Big consulting firms work a lot like big law firms: Partners make the big bucks--usually several million a year--and throngs of cocky 27-year-olds do most of the day-to-day work. (That high partner pay is one reason that, even now, McKinsey, Bain, and BCG regularly appear at the top of the list of places MBAs most want to work.) And a large cast of characters is typically involved on each project. "When you hire [McKinsey], you're going to get a senior director, a senior principal, a junior principal, a senior engagement manager, an engagement manager, and a project manager. And that's before you even get to the consultants that are doing the real work," says Jon Katzenbach, a former McKinsey partner who left the firm in 1999 to form Katzenbach Partners. "It's a relatively high-priced, inflexible model."
That's a model that today's clients emphatically don't want. They want small, nimble teams of seasoned people who have years of knowledge and experience. And they want practical, highly targeted information and insights that can do one of two things: make them money or save them money. Terry Laughlin, head of corporate strategy and development at FleetBoston and the guy in charge of hiring consultants for the bank, puts it this way: "We don't say, 'Come in for six or nine months and tell us what Fleet is all about and what our strategy should be.' When we hire consultants, it's for one or two months, and we tell them exactly what we want done--like maybe size a market we're thinking of entering or do an analysis of certain competitors."
Clients are also demanding discounts, once unthinkable. "Every pricing scheme is in play right now," says Dan Lewis, co-head of Booz Allen, which does a lot of government work. Says Rodenhauser: "What firms will do is throw in free services or do a market study for free, where normally they'd charge $200,000 or $300,000 for it."
That's when companies hire consultants at all. Many large companies have spent the past few years beefing up in-house strategy teams and are using them instead. Fleet concluded that the practice of constantly hiring consultants prevented it from developing the related skills, knowledge, and expertise internally. The bank now has outside consultants work alongside teams of Fleet people. "This way we can pick up a lot of the knowledge and start to do it on our own," explains Laughlin. Or they simply raid the consulting firms for talent. At AOL Time Warner (the parent of FORTUNE's publisher), which is spending 75% less on consulting than it did five years ago, 12 of the 19 people in the company's strategy group are recently hired ex-consultants from McKinsey, Bain, and BCG. American Express, which spends a fraction of what it used to on consulting, has picked up at least five people from McKinsey in the past year.
"What's the future of consulting firms, given that there is much less to differentiate us from our clients now that clients have that talent within?" worries one current McKinsey consultant. That question is one that McKinsey, BCG, and Bain will have to grapple with over the next few years as they try to prove to clients that they're still relevant--and not, in the words of one West Coast CEO, a bunch of "beefed-up MBAs with big egos who charge a lot to tell executives what they should already know."
For people who make a living telling others how to fix their businesses, the Big Three have been remarkably slow and tentative in taking action to fix theirs.

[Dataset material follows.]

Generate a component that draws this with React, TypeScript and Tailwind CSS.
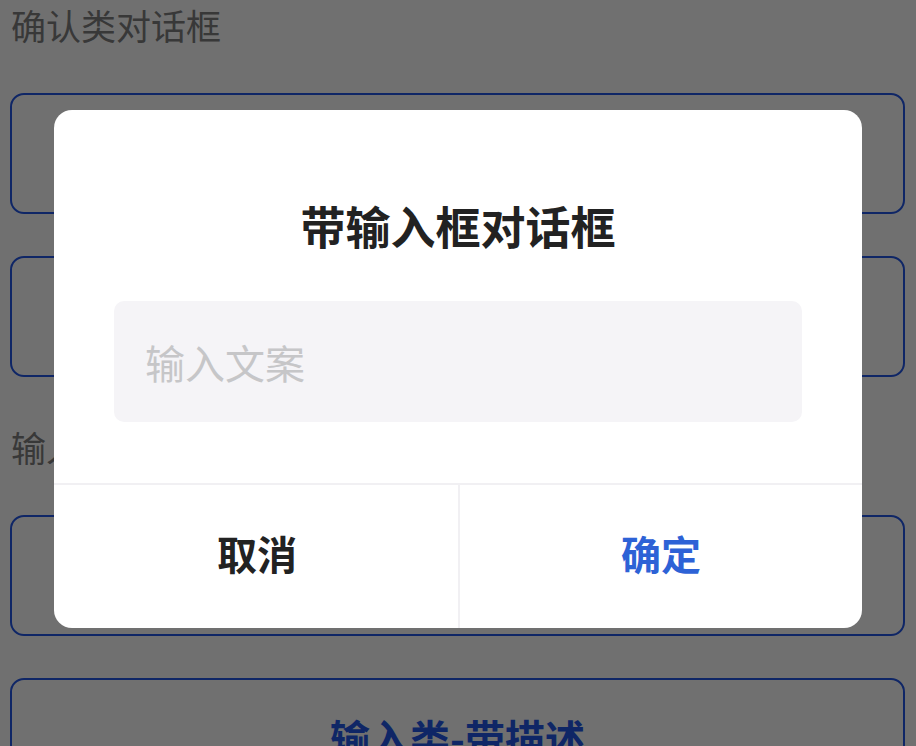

McKinsey's recently elected managing director, Ian Davis, a 52-year-old Brit who officially assumes the job in July, hasn't made his plans public. BCG's new president, 50-year-old German Hans-Paul Burkner, also declined to talk to FORTUNE. But George Stalk, a senior partner who works out of BCG's Toronto office, says that the firm is reducing headcount and the ratio of consultants to partners in order to offer clients the greater access to senior people they're demanding. In early 2002, BCG shed 30% of its staff in North and South America. Stalk says that the consultant-partner ratio in the U.S. is now six to one, the lowest it's been in at least a decade. (Bain and McKinsey have also cut staff over the past two years, but they won't talk about numbers.)
As for Bain, its worldwide managing director, John Donahoe, a 17-year company veteran who lives in Silicon Valley and works out of the San Francisco office, says that it has started hiring partners from outside its ranks--a major departure. To satisfy clients' demands for seasoned pros, over the past 18 months the firm has brought on 20 new partners, some poached from McKinsey and BCG. Yet at the same time Donahoe defends the practice of importing boatloads of MBAs and sending "case teams" of the young consultants to work with clients. He argues that their number-crunching and spreadsheet skills provide clients with fresh data and insights. "Rather than say we know the answer on day one because we've done it five times before, we're focused on developing customized strategies for our clients," says Donahoe.
But the Big Three seem to be doing little to counter another threat: the large technology consulting firms like Accenture, IBM Business Innovation Services, and EDS. Those firms have traditionally helped companies install and integrate complex IT systems, but now they want a piece of the strategy pie. As technology becomes closely intertwined with the overall business objectives of a company, an increasingly big piece of the consulting market is within their reach. In 2000, IT services constituted 57% of the U.S. consulting market, according to Consulting Information Services. By next year, it's projected to be 70%. How much of a threat do these firms pose? Well, check out the deal Accenture signed last year with AT&T. The company that has trimmed McKinsey, Bain, and BCG from its budget will be paying Accenture $2.6 billion over five years to "transform AT&T's consumer long-distance sales and customer-care operation."
Donahoe says he's not worried, because Bain is in a much better position to deliver advice to clients about technology than Accenture or IBM: "Clients are looking for a trusted advisor who can be completely objective. We think that clients are going to be a little suspicious of an outsourcing provider who says, 'Outsource everything.'" Michael May, Accenture's strategy practice leader, counters that Bain's objectivity is worthless without a deep knowledge of technology--something he says the Big Three don't have.
None of this is to suggest that McKinsey, Bain, or BCG are going out of business. The firms still house enormous talent and a wealth of knowledge about how successful businesses operate. But their future will look very different. Many people believe that they are going to get a lot smaller. Their partners may splinter off into several smaller boutique firms. Or they may merge with an IT outfit to gain tech expertise and access to new markets.
One thing's for certain, though. There will be no more lavish ski trips anytime soon.